Stories, not statistics, are the way we reach our generation. The draw of things like social media is that it tells a story. YouTubers are popular because they tell their stories and welcome their audiences into them. And if we want to reach our generation, we have to be willing to share our stories. For the most part, the young people in this movement are in this movement because we have done just that- shared our stories.
Just hours before I left, I sat down with Noah to be interviewed.
I was intimidated. He has a deep, authoritative voice, and is a very well-studied man who has written a book on the effects of long-term porn use on the brain. He’s a non-faith, science dude, and here I am a grace-based story chick. I wasn’t sure if the ‘interview’ was going to turn into a debate.
“Is there any question you’re not comfortable with me asking?” He asked before starting the camera.
“No, you’re fine. You can ask whatever.” I was trusting that he wouldn’t ask anything blatantly inappropriate. He didn’t.

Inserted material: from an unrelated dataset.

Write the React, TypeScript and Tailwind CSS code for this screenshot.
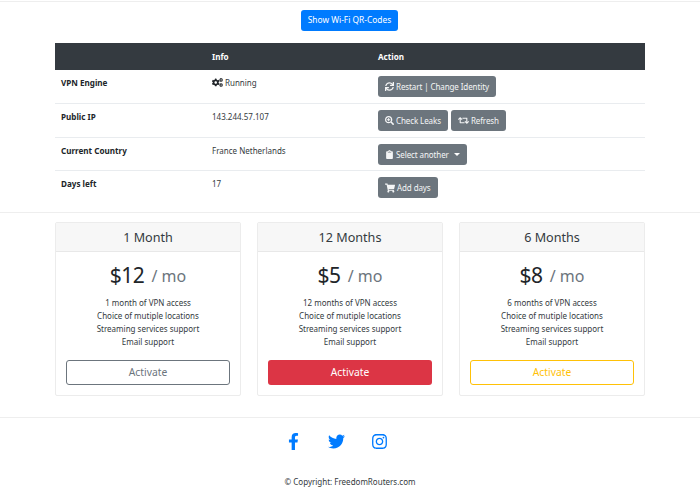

We spent the next 30 minutes or comparing stories. We had taken similar paths into pornography and experienced similar feelings with it. We compared and contrasted the ‘myths’ of porn use for men and women. We talked about freedom and wholeness and what life without porn looks like.
At the end of the interview, he said, “That was amazing!”
I shared that I had been so concerned. He was this very logical and factual person, and here I was with no stats, simply my story.
He laughed and simply said,
Oh no no. That’s great. Our stories are the most powerful thing we have.